Historic site in Iowa, United States

Chief Wapello's Memorial Park, also known as Chief Wapello's Gravesite and the Site of Sac and Fox Indian Agency, is a historic site located near Agency, Iowa, United States. The property was listed on the National Register of Historic Places in 1975. The park is on the site of the Indian Agency that became the home of the Sauk and Meskwaki (Fox) tribes. They were relocated here by the United States government after the Black Hawk War of 1832. General Joseph M. Street was appointed the Indian Agent and settled with his family on the agency. He earned the respect of the Meskwaki chief Wapello. A stone marker marks the site of the Agency House. Another stone marker commemorates the 1842 negotiations for the tribes to hand over their Iowa lands to the United States government, and the first Christian services that were held in Iowa's interior by the Reverend Thomas Kirkpatrick, a Methodist Circuit Rider, in 1838. The tribes were relocated from here to Kansas.
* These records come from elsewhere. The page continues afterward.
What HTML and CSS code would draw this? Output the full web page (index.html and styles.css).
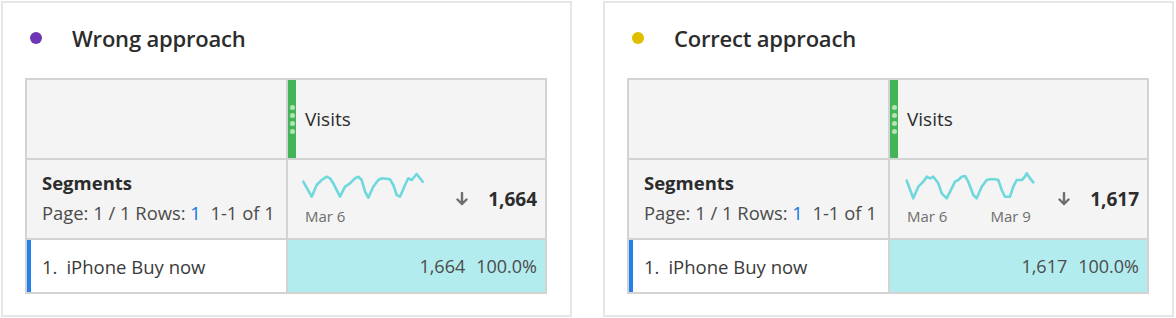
FILE: index.html
```html
<!DOCTYPE html>
<html>
<head>
<meta charset="utf-8">
<link rel="stylesheet" href="styles.css">
</head>
<body>
<div class="page">
  <section class="card">
    <div class="title-row">
      <span class="dot dot-purple"></span>
      <h2 class="title">Wrong approach</h2>
    </div>
    <div class="table">
      <div class="cell head-left"></div>
      <div class="cell head-right">
        <span class="grip"><i></i><i></i><i></i><i></i></span>
        <span class="metric">Visits</span>
      </div>
      <div class="cell seg-left">
        <div class="seg-title">Segments</div>
        <div class="seg-meta">Page: 1 / 1 Rows: <span class="blue">1</span>&nbsp; 1-1 of 1</div>
      </div>
      <div class="cell seg-right">
        <div class="spark">
          <svg width="126" height="32" viewBox="0 0 126 32">
            <polyline points="3.3,11.7 11.7,26.7 16.7,15 21.7,10 26.7,6.7 30,8.3 33.3,13.3 40,26.7 45,16.7 50,13.3 55,8.3 58.3,6.7 61.7,10 65,21.7 68.3,27.7 73.3,16.7 78.3,10 81.7,8.3 90,9.3 93.3,15 96.7,25 100,26.7 105,15 108.3,8.3 111.7,10 116.7,4 120,8.3 122.7,11.7"/>
          </svg>
          <div class="dates"><span>Mar 6</span></div>
        </div>
        <div class="total">
          <svg class="arrow" width="12" height="14" viewBox="0 0 12 14"><path d="M6 1 V12 M1.5 7.5 L6 12 L10.5 7.5"/></svg>
          <span class="num">1,664</span>
        </div>
      </div>
      <div class="cell row-left"><span class="idx">1.</span>iPhone Buy now</div>
      <div class="cell row-right"><span>1,664</span><span>100.0%</span></div>
    </div>
  </section>
  <section class="card">
    <div class="title-row">
      <span class="dot dot-yellow"></span>
      <h2 class="title">Correct approach</h2>
    </div>
    <div class="table">
      <div class="cell head-left"></div>
      <div class="cell head-right">
        <span class="grip"><i></i><i></i><i></i><i></i></span>
        <span class="metric">Visits</span>
      </div>
      <div class="cell seg-left">
        <div class="seg-title">Segments</div>
        <div class="seg-meta">Page: 1 / 1 Rows: <span class="blue">1</span>&nbsp; 1-1 of 1</div>
      </div>
      <div class="cell seg-right">
        <div class="spark">
          <svg width="136" height="32" viewBox="0 0 136 32">
            <polyline points="4.7,10.7 11.3,28.3 16.3,16.7 21.3,11.7 24.7,6.7 28,8.3 31.3,6.7 36.3,13.3 39.7,23.3 44.7,28.3 49.7,18.3 53,11.7 56.3,10 59.7,6.7 63,6 66.3,11.7 71.3,25 74.7,28.3 79.7,16.7 84.7,10 88,9.3 93,9.3 96.3,10 99.7,20 103,26.7 108,26.7 111.3,16.7 114.7,10 119.7,10 123,6.7 124.7,3.3 128,8.3 131.3,12.3"/>
          </svg>
          <div class="dates"><span>Mar 6</span><span>Mar 9</span></div>
        </div>
        <div class="total">
          <svg class="arrow" width="12" height="14" viewBox="0 0 12 14"><path d="M6 1 V12 M1.5 7.5 L6 12 L10.5 7.5"/></svg>
          <span class="num">1,617</span>
        </div>
      </div>
      <div class="cell row-left"><span class="idx">1.</span>iPhone Buy now</div>
      <div class="cell row-right"><span>1,617</span><span>100.0%</span></div>
    </div>
  </section>
</div>
</body>
</html>
```
FILE: styles.css
```css
* { box-sizing: border-box; }
html, body { margin: 0; background: #fff; }
body { font-family: "Open Sans", "Liberation Sans", sans-serif; color: #2c2c2c; }

.page {
  display: flex;
  gap: 31px;
  padding: 1px 0 0 1px;
}

.card {
  width: 571px;
  height: 316px;
  border: 2px solid #e6e6e6;
  padding: 0 23px 0 22px;
}

.title-row {
  display: flex;
  align-items: center;
  height: 70px;
  margin-bottom: 5px;
}
.dot {
  width: 12px;
  height: 12px;
  border-radius: 50%;
  margin-left: 5px;
  margin-right: 30px;
}
.dot-purple { background: #6e36b4; }
.dot-yellow { background: #dfbe00; }
.title {
  margin: 0;
  font-size: 22px;
  font-weight: 600;
  color: #2c2c2c;
  letter-spacing: -0.2px;
}

.table {
  display: grid;
  grid-template-columns: 261px 1fr;
  grid-template-rows: 80px 80px 52px;
  width: 522px;
  background: #d3d3d3;
  padding: 2px;
}

.cell { background: #f4f4f4; }
.head-left, .seg-left, .row-left { margin-right: 2px; }
.head-left, .head-right, .seg-left, .seg-right { margin-bottom: 2px; }

.head-right {
  display: flex;
  align-items: center;
}
.grip {
  width: 8px;
  align-self: stretch;
  background: #44b556;
  display: flex;
  flex-direction: column;
  align-items: center;
  justify-content: center;
  gap: 3px;
}
.grip i {
  display: block;
  width: 5px;
  height: 5px;
  border-radius: 50%;
  background: #b4e3ba;
}
.metric {
  margin-left: 9px;
  font-size: 19px;
  color: #2c2c2c;
}

.seg-left {
  padding: 11px 0 0 15px;
}
.seg-title {
  font-size: 18.5px;
  font-weight: 700;
  line-height: 24px;
  color: #2c2c2c;
  margin-bottom: 6px;
}
.seg-meta {
  font-size: 18.4px;
  line-height: 24px;
  color: #4b4b4b;
}
.blue { color: #1473e6; }

.seg-right {
  display: flex;
  align-items: center;
  padding-right: 8px;
}
.spark {
  align-self: flex-start;
  padding: 10px 0 0 12px;
}
.spark svg { display: block; }
.spark polyline {
  fill: none;
  stroke: #6fd8dc;
  stroke-width: 2.6;
  stroke-linejoin: round;
  stroke-linecap: round;
}
.dates {
  display: flex;
  gap: 43px;
  padding-left: 5px;
  margin-top: 4px;
  font-size: 15px;
  line-height: 20px;
  color: #6e6e6e;
}
.total {
  margin-left: auto;
  display: flex;
  align-items: center;
  gap: 20px;
}
.arrow path {
  fill: none;
  stroke: #6e6e6e;
  stroke-width: 2.4;
  stroke-linecap: round;
  stroke-linejoin: round;
}
.num {
  font-size: 19px;
  font-weight: 700;
  color: #2c2c2c;
}

.row-left {
  background: #fff;
  border-left: 4px solid #2680eb;
  display: flex;
  align-items: center;
  padding-left: 11px;
  font-size: 18.5px;
  color: #3a3a3a;
}
.idx { margin-right: 9px; }
.row-right {
  background: #b3ecee;
  display: flex;
  align-items: center;
  justify-content: flex-end;
  gap: 11px;
  padding-right: 8px;
  font-size: 18px;
  color: #4b4b4b;
}
```
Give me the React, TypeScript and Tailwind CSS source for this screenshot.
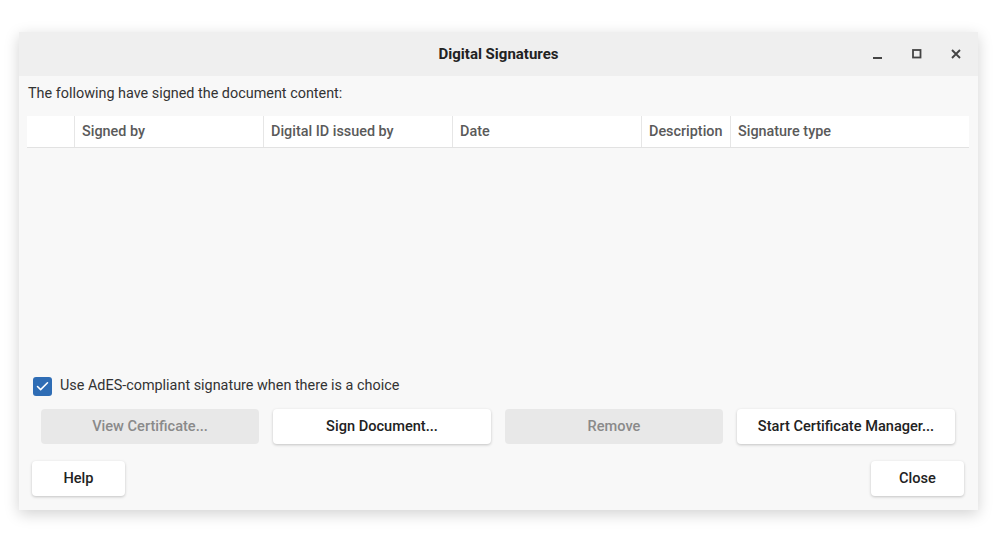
import { Check } from "lucide-react";

const columns = [
  { label: "", w: "w-[48px]" },
  { label: "Signed by", w: "w-[189px]" },
  { label: "Digital ID issued by", w: "w-[189px]" },
  { label: "Date", w: "w-[189px]" },
  { label: "Description", w: "w-[89px]" },
  { label: "Signature type", w: "flex-1" },
];

function Btn({ label, disabled, className = "" }: { label: string; disabled?: boolean; className?: string }) {
  return (
    <button
      className={
        "h-[35px] rounded-[4px] text-[14.6px] font-medium " +
        (disabled
          ? "bg-[#e8e8e8] text-[#8a8a8a]"
          : "bg-white text-[#222] shadow-[0_1px_3px_rgba(0,0,0,0.22)]") +
        " " +
        className
      }
    >
      {label}
    </button>
  );
}

export default function App() {
  return (
    <div className="min-h-[534px] bg-white pl-[19px] pt-[32px] font-['Roboto','Liberation_Sans',sans-serif]">
      <div className="flex h-[478px] w-[959px] flex-col bg-[#f8f8f8] shadow-[0_4px_14px_rgba(0,0,0,0.18)]">
        {/* Title bar */}
        <div className="relative flex h-[44px] items-center justify-center bg-[#efefef]">
          <span className="text-[15px] font-bold text-[#222]">Digital Signatures</span>
          <div className="absolute right-[16px] top-0 flex h-full items-center gap-[27px] text-[#444]">
            <svg width="12" height="12" viewBox="0 0 12 12">
              <rect x="1" y="9" width="9" height="2" fill="currentColor" />
            </svg>
            <svg width="12" height="12" viewBox="0 0 12 12">
              <rect x="2" y="2" width="7.5" height="7.5" fill="none" stroke="currentColor" strokeWidth="1.8" />
            </svg>
            <svg width="12" height="12" viewBox="0 0 12 12">
              <path d="M2 2L10 10M10 2L2 10" stroke="currentColor" strokeWidth="1.9" />
            </svg>
          </div>
        </div>

        {/* Body */}
        <div className="flex flex-1 flex-col px-[8px] pb-[14px]">
          <p className="mt-[9px] pl-[1px] text-[14.4px] leading-[18px] text-[#333]">
            The following have signed the document content:
          </p>
          <div className="mr-[1px] mt-[13px] flex h-[32px] border-b border-[#e2e2e2] bg-white">
            {columns.map((c, i) => (
              <div
                key={i}
                className={
                  c.w +
                  " flex items-center px-[7px] text-[14.4px] font-medium text-[#5a5a5a] " +
                  (i < columns.length - 1 ? "border-r border-[#e6e6e6]" : "")
                }
              >
                {c.label}
              </div>
            ))}
          </div>

          <div className="flex-1" />

          <label className="ml-[6px] flex items-center gap-[8px] text-[14.4px] text-[#333]">
            <span className="flex h-[19px] w-[19px] items-center justify-center rounded-[3px] bg-[#2f6db5]">
              <Check size={15} strokeWidth={2.5} className="text-white" />
            </span>
            Use AdES-compliant signature when there is a choice
          </label>

          <div className="ml-[14px] mt-[12px] flex gap-[14px]">
            <Btn label="View Certificate..." disabled className="w-[218px]" />
            <Btn label="Sign Document..." className="w-[218px]" />
            <Btn label="Remove" disabled className="w-[218px]" />
            <Btn label="Start Certificate Manager..." className="w-[218px]" />
          </div>

          <div className="ml-[5px] mr-[6px] mt-[17px] flex justify-between">
            <Btn label="Help" className="w-[93px]" />
            <Btn label="Close" className="w-[93px]" />
          </div>
        </div>
      </div>
    </div>
  );
}
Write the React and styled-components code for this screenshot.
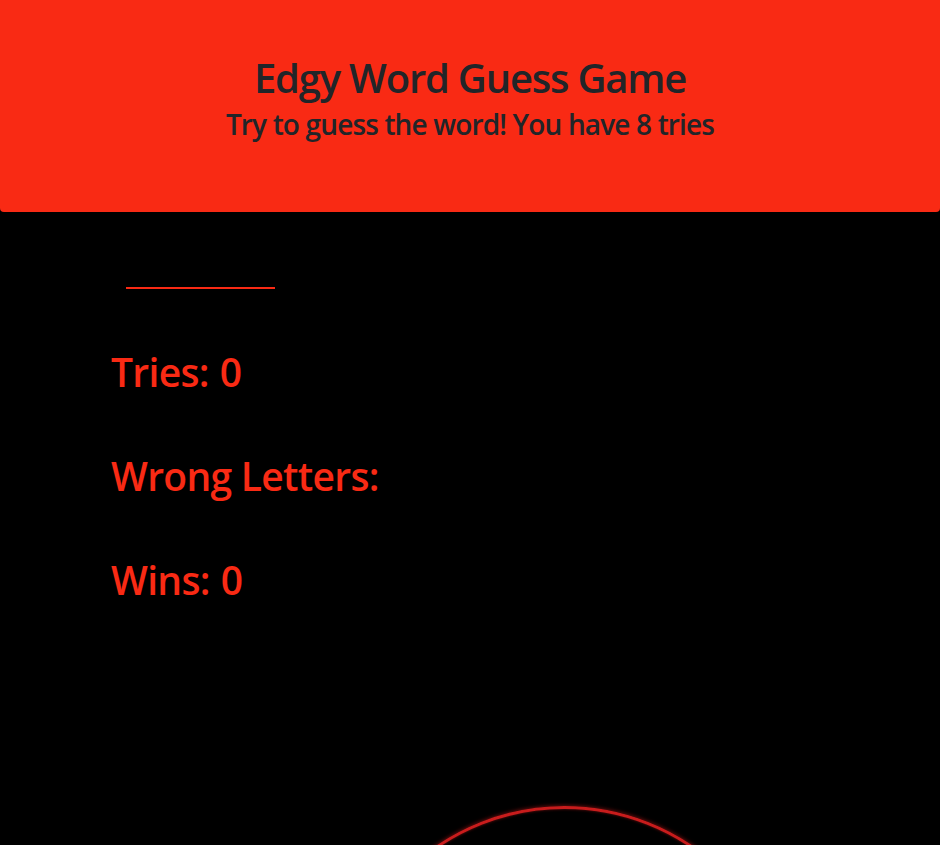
import React from "react";
import styled, { createGlobalStyle } from "styled-components";

const Global = createGlobalStyle`
  html, body { margin: 0; padding: 0; background: #000; }
  body { font-family: "Open Sans", "Noto Sans", sans-serif; overflow: hidden; height: 845px; }
`;

const Page = styled.div`
  width: 940px;
  height: 845px;
  overflow: hidden;
  background: #000;
  display: flex;
  flex-direction: column;
`;

const Header = styled.header`
  flex: none;
  height: 212px;
  box-sizing: border-box;
  background: #f92a14;
  border-radius: 0 0 4px 4px;
  display: flex;
  flex-direction: column;
  align-items: center;
  padding-top: 54px;
  color: #212529;
`;

const Title = styled.h1`
  margin: 0;
  font-size: 40px;
  font-weight: 600;
  line-height: 48px;
  letter-spacing: -1.2px;
`;

const Subtitle = styled.h3`
  margin: 5px 0 0;
  font-size: 28px;
  font-weight: 600;
  line-height: 34px;
  letter-spacing: -0.85px;
`;

const Body = styled.main`
  padding: 75px 0 0 111px;
  display: flex;
  flex-direction: column;
`;

const Word = styled.div`
  display: flex;
  width: 149px;
  margin-left: 15px;
  height: 2px;
`;

const Slot = styled.span`
  flex: 1;
  border-bottom: 2px solid #f92a14;
`;

const Stats = styled.div`
  margin-top: 59px;
  display: flex;
  flex-direction: column;
  gap: 56px;
`;

const Stat = styled.h2`
  margin: 0;
  font-size: 39px;
  font-weight: 600;
  line-height: 48px;
  color: #f92a14;
  letter-spacing: -0.7px;
  white-space: pre;
  display: flex;
  gap: 11px;
`;

const Stage = styled.div`
  flex: none;
  margin-top: 202px;
  padding-left: 337px;
  height: 60px;
`;

const Ring = styled.div`
  width: 449px;
  height: 449px;
  border-radius: 50%;
  border: 3.5px solid #c81c1c;
  box-shadow: 0 0 4px rgba(230, 30, 30, 0.6), inset 0 0 3px rgba(230, 30, 30, 0.5);
`;

export default function App() {
  const slots = Array.from({ length: 6 });
  const stats = [
    ["Tries:", "0"],
    ["Wrong Letters:", ""],
    ["Wins:", "0"],
  ];
  return (
    <>
      <Global />
      <Page>
        <Header>
          <Title>Edgy Word Guess Game</Title>
          <Subtitle>Try to guess the word! You have 8 tries</Subtitle>
        </Header>
        <Body>
          <Word>
            {slots.map((_, i) => (
              <Slot key={i} />
            ))}
          </Word>
          <Stats>
            {stats.map(([label, value]) => (
              <Stat key={label}>
                <span>{label}</span>
                {value && <span>{value}</span>}
              </Stat>
            ))}
          </Stats>
        </Body>
        <Stage>
          <Ring />
        </Stage>
      </Page>
    </>
  );
}
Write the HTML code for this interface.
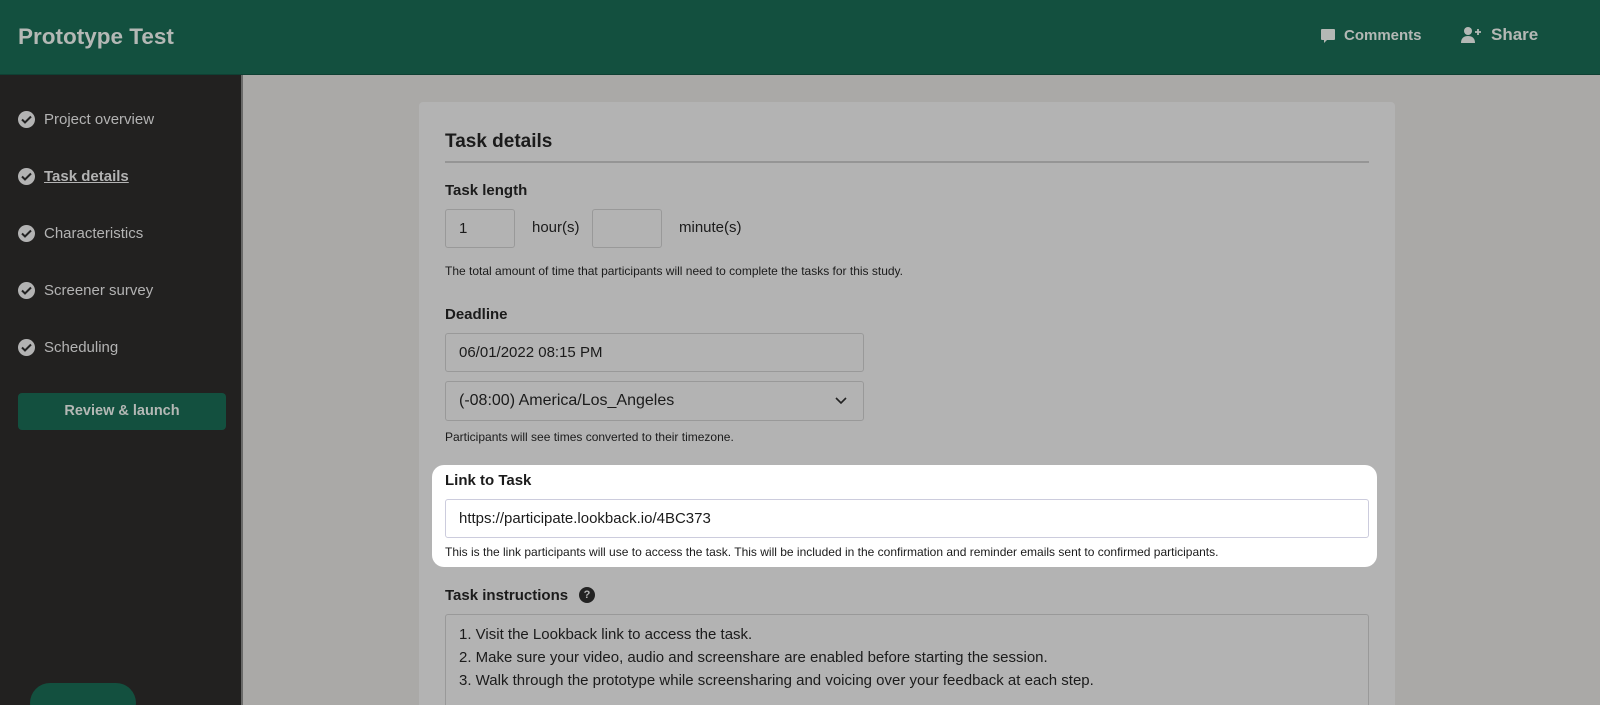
<!DOCTYPE html>
<html style="overflow:hidden;width:1600px;height:705px"><head><meta charset="utf-8"><style>
*{box-sizing:border-box;margin:0;padding:0}
body{width:1600px;height:705px;overflow:hidden;background:#aaa9a7;font-family:"Liberation Sans",sans-serif;color:#1b1b1b;position:relative}
.hdr{position:absolute;left:0;top:0;width:1600px;height:75px;background:#13503f;border-bottom:1px solid #0f4033}
.hdr h1{position:absolute;left:18px;top:24px;font-size:22.5px;font-weight:bold;color:#b4b8b5}
.hb{position:absolute;top:27px;color:#b4b8b5;font-weight:bold;font-size:15px;display:flex;align-items:center;gap:8px}
.side{position:absolute;left:0;top:75px;width:243px;height:630px;background:#222120;border-right:2px solid #6a6a69}
.it{position:absolute;left:18px;display:flex;align-items:center;gap:9px;color:#b3b3b3;font-size:15px}
.ck{width:17px;height:17px;border-radius:50%;background:#b3b3b3;display:flex;align-items:center;justify-content:center}
.btn{position:absolute;left:18px;top:318px;width:208px;height:37px;background:#13503f;border-radius:4px;color:#b4b8b5;font-weight:bold;font-size:14.5px;text-align:center;line-height:37px}
.pill{position:absolute;left:30px;top:608px;width:106px;height:40px;border-radius:20px;background:#13503f}
.card{position:absolute;left:419px;top:102px;width:976px;height:603px;background:#b3b3b3;border-radius:4px 4px 0 0}
.abs{position:absolute}
.lbl{font-weight:bold;font-size:15px}
.inp{position:absolute;border:1px solid #999;border-radius:3px;background:#b3b3b3;font-size:15px;padding-left:13px;display:flex;align-items:center}
.small{font-size:12px}
.hl{position:absolute;left:432px;top:465px;width:945px;height:102px;background:#fff;border-radius:12px}
</style></head><body>
<div class="hdr"><h1>Prototype Test</h1>
<div class="hb" style="left:1320px"><svg width="16" height="16" viewBox="0 0 16 16"><path d="M2 1h12a1 1 0 0 1 1 1v9a1 1 0 0 1-1 1H7l-3 3v-3H2a1 1 0 0 1-1-1V2a1 1 0 0 1 1-1z" fill="#b4b8b5"/></svg>Comments</div>
<div class="hb" style="left:1461px;top:25px;font-size:17px"><svg width="22" height="18" viewBox="0 0 22 18"><circle cx="7" cy="5" r="4" fill="#b4b8b5"/><path d="M0 17c0-5 3-7 7-7s7 2 7 7z" fill="#b4b8b5"/><path d="M17 3v6M14 6h6" stroke="#b4b8b5" stroke-width="1.8"/></svg>Share</div>
</div>
<div class="side">
<div class="it" style="top:36px"><span class="ck"><svg width="11" height="9" viewBox="0 0 11 9"><path d="M1 4.5l3 3 6-6" stroke="#222" stroke-width="2" fill="none"/></svg></span>Project overview</div>
<div class="it" style="top:93px"><span class="ck"><svg width="11" height="9" viewBox="0 0 11 9"><path d="M1 4.5l3 3 6-6" stroke="#222" stroke-width="2" fill="none"/></svg></span><b style="text-decoration:underline">Task details</b></div>
<div class="it" style="top:150px"><span class="ck"><svg width="11" height="9" viewBox="0 0 11 9"><path d="M1 4.5l3 3 6-6" stroke="#222" stroke-width="2" fill="none"/></svg></span>Characteristics</div>
<div class="it" style="top:207px"><span class="ck"><svg width="11" height="9" viewBox="0 0 11 9"><path d="M1 4.5l3 3 6-6" stroke="#222" stroke-width="2" fill="none"/></svg></span>Screener survey</div>
<div class="it" style="top:264px"><span class="ck"><svg width="11" height="9" viewBox="0 0 11 9"><path d="M1 4.5l3 3 6-6" stroke="#222" stroke-width="2" fill="none"/></svg></span>Scheduling</div>
<div class="btn">Review &amp; launch</div>
<div class="pill"></div>
</div>
<div class="card"></div>
<div class="abs" style="left:445px;top:131px;font-size:19px;font-weight:bold">Task details</div>
<div class="abs" style="left:445px;top:161px;width:924px;height:2px;background:#959595"></div>
<div class="abs lbl" style="left:445px;top:182px">Task length</div>
<div class="inp" style="left:445px;top:209px;width:70px;height:39px">1</div>
<div class="abs" style="left:532px;top:219px;font-size:15px">hour(s)</div>
<div class="inp" style="left:592px;top:209px;width:70px;height:39px"></div>
<div class="abs" style="left:679px;top:219px;font-size:15px">minute(s)</div>
<div class="abs small" style="left:445px;top:264px">The total amount of time that participants will need to complete the tasks for this study.</div>
<div class="abs lbl" style="left:445px;top:306px">Deadline</div>
<div class="inp" style="left:445px;top:333px;width:419px;height:39px">06/01/2022 08:15 PM</div>
<div class="inp" style="left:445px;top:381px;width:419px;height:40px;font-size:16px">(-08:00) America/Los_Angeles
<svg style="position:absolute;right:16px;top:15px" width="12" height="8" viewBox="0 0 12 8"><path d="M1 1l5 5 5-5" stroke="#222" stroke-width="1.6" fill="none"/></svg></div>
<div class="abs small" style="left:445px;top:430px">Participants will see times converted to their timezone.</div>
<div class="hl"></div>
<div class="abs lbl" style="left:445px;top:472px">Link to Task</div>
<div class="inp" style="left:445px;top:499px;width:924px;height:39px;background:#fff;border-color:#ccd">https://participate.lookback.io/4BC373</div>
<div class="abs small" style="left:445px;top:545px">This is the link participants will use to access the task. This will be included in the confirmation and reminder emails sent to confirmed participants.</div>
<div class="abs lbl" style="left:445px;top:587px">Task instructions</div>
<div class="abs" style="left:579px;top:587px;width:16px;height:16px;border-radius:50%;background:#222;color:#b3b3b3;font-size:11px;font-weight:bold;text-align:center;line-height:16px">?</div>
<div class="inp" style="left:445px;top:614px;width:924px;height:91px;align-items:flex-start;padding-top:8px;line-height:23px;font-size:15px;display:block;border-bottom:none;border-radius:3px 3px 0 0;overflow:hidden">1. Visit the Lookback link to access the task.<br>2. Make sure your video, audio and screenshare are enabled before starting the session.<br>3. Walk through the prototype while screensharing and voicing over your feedback at each step.</div>
</body></html>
This land was the agency's garden area. When Street died in 1840 he was buried at this location on the agency and the tribes gave the property that surrounds the grave to his wife so she and her family could make a living. Two years later Wapello was buried next to General Street. Other graves include those of Eliza Street and their children and Major John Beach who was the Street's son-in-law and who replaced General Street as Indian Agent. The Chicago, Burlington and Quincy Railroad was granted an easement on the south side of the park by the Street family with the stipulation that they take care of it. This they have done and the stainless steel marker in the park was installed by the railroad.